Furthermore, the rate at which patients reached an Expanded Disability Status Scale (EDSS) score of 6 was further accelerated if they had postprogression relapses, independently of the effects of preprogression relapses.
Progression accounts for most disability accrual in MS, say Orhun Kantarci (Mayo Clinic College of Medicine, Rochester, Minnesota, USA) and study co-authors. However, given their findings, they suggest that some patients may benefit from continued therapy to prevent relapses after progression onset.
They found that just 3.1% of the 322 patients with primary progressive MS (PPMS) had relapses, as did 10.7% of the 112 patients with single-attack progressive MS. By contrast, 29.5% of the 421 patients with secondary progressive MS (SPMS) had relapses after the onset of progression.
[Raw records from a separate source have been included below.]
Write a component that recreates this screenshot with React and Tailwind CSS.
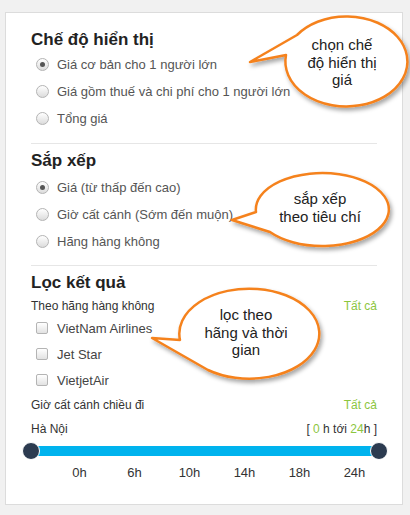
import React from "react";

const font = { fontFamily: '"Liberation Sans", Arial, sans-serif' };

function Radio({ checked }) {
  return (
    <span className="w-[13px] h-[13px] rounded-full border border-[#b4b4b4] bg-gradient-to-b from-white to-[#dcdcdc] flex items-center justify-center shrink-0">
      {checked && <span className="w-[5px] h-[5px] rounded-full bg-[#555]" />}
    </span>
  );
}

function Check() {
  return (
    <span className="w-[12px] h-[12px] rounded-[2px] border border-[#b4b4b4] bg-gradient-to-b from-white to-[#e2e2e2] shrink-0 -mt-[2px]" />
  );
}

function RadioRow({ checked, children }) {
  return (
    <div className="h-[27px] flex items-center pl-[5px] gap-[8px] text-[13px] text-[#555]">
      <Radio checked={checked} />
      <span>{children}</span>
    </div>
  );
}

function CheckRow({ children }) {
  return (
    <div className="h-[26px] flex items-center pl-[5px] gap-[9px] text-[13px] text-[#444]">
      <Check />
      <span>{children}</span>
    </div>
  );
}

export default function App() {
  return (
    <div style={font} className="relative w-[410px] h-[515px] bg-[#f1f1f1] pt-[12px] pl-[5px]">
      <div className="w-[398px] h-[493px] bg-white border border-[#dcdcdc] px-[25px] pt-[16px]">
        <div className="h-[22px] leading-[22px] text-[17px] font-bold text-[#222]">Chế độ hiển thị</div>
        <RadioRow checked>Giá cơ bản cho 1 người lớn</RadioRow>
        <RadioRow>Giá gồm thuế và chi phí cho 1 người lớn</RadioRow>
        <RadioRow>Tổng giá</RadioRow>
        <div className="mt-[11px] border-t border-[#e6e6e6]" />

        <div className="mt-[6px] h-[22px] leading-[22px] text-[17px] font-bold text-[#222]">Sắp xếp</div>
        <div className="mt-[2px]">
          <RadioRow checked>Giá (từ thấp đến cao)</RadioRow>
          <RadioRow>Giờ cất cánh (Sớm đến muộn)</RadioRow>
          <RadioRow>Hãng hàng không</RadioRow>
        </div>
        <div className="mt-[10px] border-t border-[#e6e6e6]" />

        <div className="mt-[6px] h-[22px] leading-[22px] text-[17px] font-bold text-[#222]">Lọc kết quả</div>
        <div className="mt-[2px] h-[20px] flex items-center justify-between text-[12px]">
          <span className="text-[#333]">Theo hãng hàng không</span>
          <span className="text-[#8cc63e]">Tất cả</span>
        </div>
        <CheckRow>VietNam Airlines</CheckRow>
        <CheckRow>Jet Star</CheckRow>
        <CheckRow>VietjetAir</CheckRow>
        <div className="mt-[1px] h-[20px] flex items-center justify-between text-[12px]">
          <span className="text-[#333]">Giờ cất cánh chiều đi</span>
          <span className="text-[#8cc63e]">Tất cả</span>
        </div>
        <div className="mt-[4px] h-[20px] flex items-center justify-between text-[12px] text-[#333]">
          <span>Hà Nội</span>
          <span>
            [ <span className="text-[#8cc63e]">0</span> h tới <span className="text-[#8cc63e]">24</span>h ]
          </span>
        </div>
        <div className="mt-[4px] relative h-[16px] flex items-center">
          <div className="w-full h-[10px] bg-[#00b3ee]" />
          <span className="absolute left-[-9px] top-[-1px] w-[18px] h-[18px] rounded-full bg-[#2c3b50] border border-white" />
          <span className="absolute right-[-11px] top-[-1px] w-[18px] h-[18px] rounded-full bg-[#2c3b50] border border-white" />
        </div>
        <div className="mt-[4px] ml-[21px] grid grid-cols-[repeat(6,55px)] h-[18px] items-center text-[13px] text-[#333] text-center">
          <span>0h</span>
          <span>6h</span>
          <span>10h</span>
          <span>14h</span>
          <span>18h</span>
          <span>24h</span>
        </div>
      </div>

      <svg className="absolute left-0 top-0 pointer-events-none" width="410" height="515" viewBox="0 0 410 515">
        <defs>
          <filter id="sh" x="-20%" y="-20%" width="140%" height="140%">
            <feDropShadow dx="2" dy="3" stdDeviation="2" floodColor="#000" floodOpacity="0.35" />
          </filter>
        </defs>
        <g fill="#fff" stroke="#f5821f" strokeWidth="2.5" strokeLinejoin="round" filter="url(#sh)">
          <path d="M 297 35 A 61 45 0 1 1 286 55 L 250 62 Z" />
          <path d="M 256 212 A 66.5 36.5 0 1 1 270 232 L 232 220 Z" />
          <path d="M 180 340 A 70 45 0 1 1 208 370 L 152 338 Z" />
        </g>
      </svg>

      <div className="absolute left-[292px] top-[36px] w-[100px] text-center text-[15px] leading-[17.5px] text-[#222]">
        chọn chế<br />độ hiển thị<br />giá
      </div>
      <div className="absolute left-[270px] top-[190px] w-[100px] text-center text-[15px] leading-[17.5px] text-[#222]">
        sắp xếp<br />theo tiêu chí
      </div>
      <div className="absolute left-[196px] top-[306px] w-[100px] text-center text-[15px] leading-[17.5px] text-[#222]">
        lọc theo<br />hãng và thời<br />gian
      </div>
    </div>
  );
}
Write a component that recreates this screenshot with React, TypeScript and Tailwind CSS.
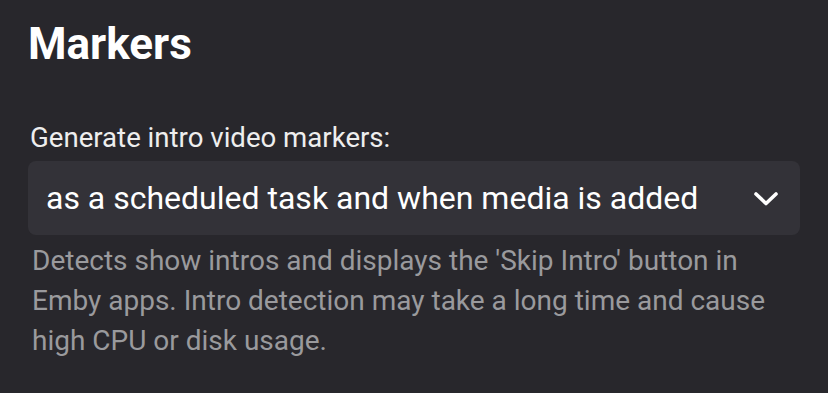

Nearly all (95.2%) of these postprogression relapses occurred in patients younger than 55 years and 91.6% occurred within 5 years of patients entering the progression phase. Thus, “a logical extension is that intervention to prevent postprogression relapses would be most effective in this period”, say the researchers, particularly in patients with bout-onset progressive MS.
Postprogression relapses shortened the time to reach an EDSS score of 6 by about 2 years. The overall time was shortest in patients with SPMS, longest in those with PPMS and intermediate in those with single-attack progressive MS, with 50% of patients reaching this marker within 4, 10 and 7 years, respectively.
The team believes that the differences may reflect both clinical relapse-related and relapse-independent mechanisms. At onset of progression, the average EDSS score was less than 2 points higher in SPMS than PPMS patients, at 3.4 versus 1.5–2.0, and average pyramidal functional system scores were similar between the groups, indicating that disability caused by preprogression relapses had only a small effect on the postprogression disability accrual.
“It is also possible that a relapsing course preceding progressive disease onset reflects higher subclinical activity ([magnetic resonance imaging] lesion accumulation) in these patients”, Kantarci et al write in Neurology.
Older age was associated with a shorter time to EDSS 6, as was female gender. The latter finding “seemingly contradicts long-held views of prognosis in MS”, say the researchers, “namely, male sex imparts a worse prognosis.”
However, they point out that this is based on men being more likely than women to develop progressive disease, whereas the current study only included patients who were already in the progressive phase.